Three pyramidal structures made out of gold balls. One dioxygen molecule and two CO molecules are bound in the left two structures. They are replaced in the third by two escaping carbon dioxide molecules.
Credit: Xiao Cheng Zeng/U. Nebraska
Molecular dynamics studies show that CO serves as a cocatalyst in self-oxidation reactions on gold clusters (yellow) by enhancing the rate of O–O (red) bond scission in an intermediate structure (center) to form CO2.

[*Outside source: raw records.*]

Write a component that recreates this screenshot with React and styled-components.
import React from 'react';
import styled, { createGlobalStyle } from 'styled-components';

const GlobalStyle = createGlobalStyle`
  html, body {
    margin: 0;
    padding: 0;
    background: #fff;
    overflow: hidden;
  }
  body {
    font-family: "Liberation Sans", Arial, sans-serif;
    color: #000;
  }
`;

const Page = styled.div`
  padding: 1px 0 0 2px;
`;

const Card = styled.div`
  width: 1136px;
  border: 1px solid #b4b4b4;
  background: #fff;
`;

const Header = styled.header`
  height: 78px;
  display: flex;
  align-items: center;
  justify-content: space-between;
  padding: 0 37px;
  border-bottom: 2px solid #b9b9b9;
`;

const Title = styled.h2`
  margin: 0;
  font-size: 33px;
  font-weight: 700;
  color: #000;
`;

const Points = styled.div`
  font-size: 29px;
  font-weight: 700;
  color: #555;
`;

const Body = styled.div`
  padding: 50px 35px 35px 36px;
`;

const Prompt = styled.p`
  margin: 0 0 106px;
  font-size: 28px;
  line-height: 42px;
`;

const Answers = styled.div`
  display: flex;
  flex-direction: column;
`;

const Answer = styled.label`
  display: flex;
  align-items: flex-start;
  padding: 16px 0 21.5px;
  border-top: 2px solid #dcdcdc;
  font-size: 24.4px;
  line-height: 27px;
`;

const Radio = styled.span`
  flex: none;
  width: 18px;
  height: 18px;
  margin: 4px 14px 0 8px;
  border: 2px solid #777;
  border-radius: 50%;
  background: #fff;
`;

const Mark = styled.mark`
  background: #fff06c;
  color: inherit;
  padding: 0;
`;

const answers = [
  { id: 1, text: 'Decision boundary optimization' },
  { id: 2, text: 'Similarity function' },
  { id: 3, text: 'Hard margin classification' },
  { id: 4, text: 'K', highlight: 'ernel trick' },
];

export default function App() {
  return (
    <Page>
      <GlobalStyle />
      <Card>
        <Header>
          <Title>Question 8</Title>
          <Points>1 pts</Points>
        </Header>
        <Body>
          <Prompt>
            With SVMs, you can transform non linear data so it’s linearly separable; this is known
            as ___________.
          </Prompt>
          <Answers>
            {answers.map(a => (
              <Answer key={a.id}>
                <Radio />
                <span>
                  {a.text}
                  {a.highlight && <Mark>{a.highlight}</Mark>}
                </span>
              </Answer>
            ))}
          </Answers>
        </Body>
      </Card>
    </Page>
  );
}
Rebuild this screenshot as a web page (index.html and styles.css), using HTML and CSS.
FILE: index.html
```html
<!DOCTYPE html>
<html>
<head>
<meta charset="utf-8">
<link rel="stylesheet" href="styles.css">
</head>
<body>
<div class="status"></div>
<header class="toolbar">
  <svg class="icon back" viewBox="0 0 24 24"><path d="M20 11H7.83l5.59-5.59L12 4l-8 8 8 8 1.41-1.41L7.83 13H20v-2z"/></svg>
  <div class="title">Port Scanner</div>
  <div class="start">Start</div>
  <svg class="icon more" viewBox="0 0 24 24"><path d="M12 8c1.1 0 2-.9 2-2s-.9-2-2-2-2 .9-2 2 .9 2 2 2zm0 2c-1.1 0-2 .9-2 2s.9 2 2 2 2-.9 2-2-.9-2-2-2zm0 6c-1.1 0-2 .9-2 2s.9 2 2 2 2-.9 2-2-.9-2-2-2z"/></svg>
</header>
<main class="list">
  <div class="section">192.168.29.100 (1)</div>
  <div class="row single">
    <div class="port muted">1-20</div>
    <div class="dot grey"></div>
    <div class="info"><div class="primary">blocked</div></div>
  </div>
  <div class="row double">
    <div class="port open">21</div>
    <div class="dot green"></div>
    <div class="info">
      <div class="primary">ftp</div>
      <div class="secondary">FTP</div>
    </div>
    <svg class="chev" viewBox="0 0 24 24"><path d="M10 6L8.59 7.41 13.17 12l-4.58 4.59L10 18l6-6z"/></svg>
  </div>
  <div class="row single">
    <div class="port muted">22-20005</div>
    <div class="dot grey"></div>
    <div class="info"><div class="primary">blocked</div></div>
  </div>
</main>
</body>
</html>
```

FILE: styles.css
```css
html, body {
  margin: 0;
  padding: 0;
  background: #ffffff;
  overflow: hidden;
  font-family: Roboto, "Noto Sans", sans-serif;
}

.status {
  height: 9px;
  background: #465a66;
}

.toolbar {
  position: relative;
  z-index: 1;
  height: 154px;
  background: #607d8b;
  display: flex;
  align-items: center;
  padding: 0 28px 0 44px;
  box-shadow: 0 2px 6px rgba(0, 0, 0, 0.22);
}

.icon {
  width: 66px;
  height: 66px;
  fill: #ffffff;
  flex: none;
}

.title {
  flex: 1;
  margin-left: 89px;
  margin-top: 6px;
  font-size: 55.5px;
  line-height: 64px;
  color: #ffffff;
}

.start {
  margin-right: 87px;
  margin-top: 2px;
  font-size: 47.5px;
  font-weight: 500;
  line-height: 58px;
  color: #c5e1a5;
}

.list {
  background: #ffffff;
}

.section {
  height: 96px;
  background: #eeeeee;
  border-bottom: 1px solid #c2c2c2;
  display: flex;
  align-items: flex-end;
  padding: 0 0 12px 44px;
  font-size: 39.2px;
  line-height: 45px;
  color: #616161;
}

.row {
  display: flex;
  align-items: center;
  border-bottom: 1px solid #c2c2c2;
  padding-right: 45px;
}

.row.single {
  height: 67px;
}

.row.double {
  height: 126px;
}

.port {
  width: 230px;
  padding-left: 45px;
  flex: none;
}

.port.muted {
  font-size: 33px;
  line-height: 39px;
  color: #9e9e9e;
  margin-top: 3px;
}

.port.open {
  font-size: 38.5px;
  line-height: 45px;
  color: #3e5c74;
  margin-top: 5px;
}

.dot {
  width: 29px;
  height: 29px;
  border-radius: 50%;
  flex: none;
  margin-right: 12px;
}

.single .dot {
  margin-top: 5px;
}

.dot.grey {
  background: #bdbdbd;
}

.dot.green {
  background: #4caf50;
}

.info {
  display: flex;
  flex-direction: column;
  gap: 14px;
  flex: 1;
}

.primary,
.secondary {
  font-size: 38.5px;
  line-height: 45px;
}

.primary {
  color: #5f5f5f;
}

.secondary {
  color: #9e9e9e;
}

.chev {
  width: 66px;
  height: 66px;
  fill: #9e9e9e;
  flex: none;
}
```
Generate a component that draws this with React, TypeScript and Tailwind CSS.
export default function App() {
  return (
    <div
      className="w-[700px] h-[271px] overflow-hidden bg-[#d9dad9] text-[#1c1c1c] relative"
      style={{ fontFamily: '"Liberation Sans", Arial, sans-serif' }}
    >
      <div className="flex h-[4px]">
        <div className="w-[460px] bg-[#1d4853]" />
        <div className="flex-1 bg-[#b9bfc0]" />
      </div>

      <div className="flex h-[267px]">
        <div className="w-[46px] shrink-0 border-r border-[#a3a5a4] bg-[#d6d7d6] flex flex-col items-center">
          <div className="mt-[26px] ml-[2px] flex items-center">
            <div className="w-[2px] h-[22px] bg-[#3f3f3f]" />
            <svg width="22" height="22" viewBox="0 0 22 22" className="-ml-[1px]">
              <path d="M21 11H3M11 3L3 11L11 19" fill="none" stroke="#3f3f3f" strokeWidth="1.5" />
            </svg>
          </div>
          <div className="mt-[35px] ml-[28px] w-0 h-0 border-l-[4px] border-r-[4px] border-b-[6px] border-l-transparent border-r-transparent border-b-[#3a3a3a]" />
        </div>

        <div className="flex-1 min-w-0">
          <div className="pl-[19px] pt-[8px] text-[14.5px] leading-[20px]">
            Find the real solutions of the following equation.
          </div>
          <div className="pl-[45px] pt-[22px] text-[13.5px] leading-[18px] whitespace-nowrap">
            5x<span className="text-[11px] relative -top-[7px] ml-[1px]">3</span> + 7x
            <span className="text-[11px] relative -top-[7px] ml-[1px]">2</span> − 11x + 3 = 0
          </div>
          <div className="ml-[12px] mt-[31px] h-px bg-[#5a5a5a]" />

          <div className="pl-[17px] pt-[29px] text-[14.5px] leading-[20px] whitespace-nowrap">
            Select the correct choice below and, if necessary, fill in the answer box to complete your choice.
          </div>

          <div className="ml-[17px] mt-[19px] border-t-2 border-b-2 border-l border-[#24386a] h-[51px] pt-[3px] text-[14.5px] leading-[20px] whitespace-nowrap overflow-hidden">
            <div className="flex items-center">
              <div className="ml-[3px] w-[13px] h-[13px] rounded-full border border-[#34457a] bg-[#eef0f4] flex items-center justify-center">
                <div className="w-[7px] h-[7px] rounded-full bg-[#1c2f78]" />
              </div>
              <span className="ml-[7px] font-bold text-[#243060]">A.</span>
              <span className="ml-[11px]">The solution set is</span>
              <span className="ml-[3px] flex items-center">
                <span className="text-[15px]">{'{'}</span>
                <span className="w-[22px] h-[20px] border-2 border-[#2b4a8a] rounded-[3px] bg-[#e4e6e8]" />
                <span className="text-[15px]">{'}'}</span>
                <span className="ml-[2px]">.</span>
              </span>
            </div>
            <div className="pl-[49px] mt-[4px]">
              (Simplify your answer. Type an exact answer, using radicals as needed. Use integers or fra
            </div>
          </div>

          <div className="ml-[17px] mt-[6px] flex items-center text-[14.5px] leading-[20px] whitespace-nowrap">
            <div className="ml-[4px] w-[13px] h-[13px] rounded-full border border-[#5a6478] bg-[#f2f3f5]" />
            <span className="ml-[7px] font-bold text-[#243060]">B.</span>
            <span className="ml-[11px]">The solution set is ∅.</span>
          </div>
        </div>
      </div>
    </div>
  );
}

Since the unexpected finding more than 20 years ago that gold, an archetypal inert metal, can serve as a carbon monoxide oxidation catalyst, scientists have searched for the basis of the precious metal’s reactivity. Chemists now know that nanosized gold clusters can catalyze various oxidations, esterifications, and epoxidations, and they have uncovered a few of the mechanistic details. A computational study has found that CO can surprisingly provide a cocatalytic assist to gold nanoclusters during oxidation reactions. This self-oxidation mechanism—uncovered by Xiao Cheng Zeng of the University of Nebraska, Lincoln; Yong Pei of Xiangtan University, in China; and coworkers—reveals a new twist to how gold functions as a catalyst (J. Am. Chem. Soc., DOI: 10.1021/ja309460v). The researchers found that when CO is bound to certain triangular Au3 active sites on gold nanoclusters in the presence of O2, the CO molecule helps facilitate bond scission in an adjacent OCOO intermediate. The analysis shows that an attack on the intermediate by the Au3-bound CO neighbor would significantly accelerate the rate of O–O bond breaking, resulting in formation of two CO2 molecules.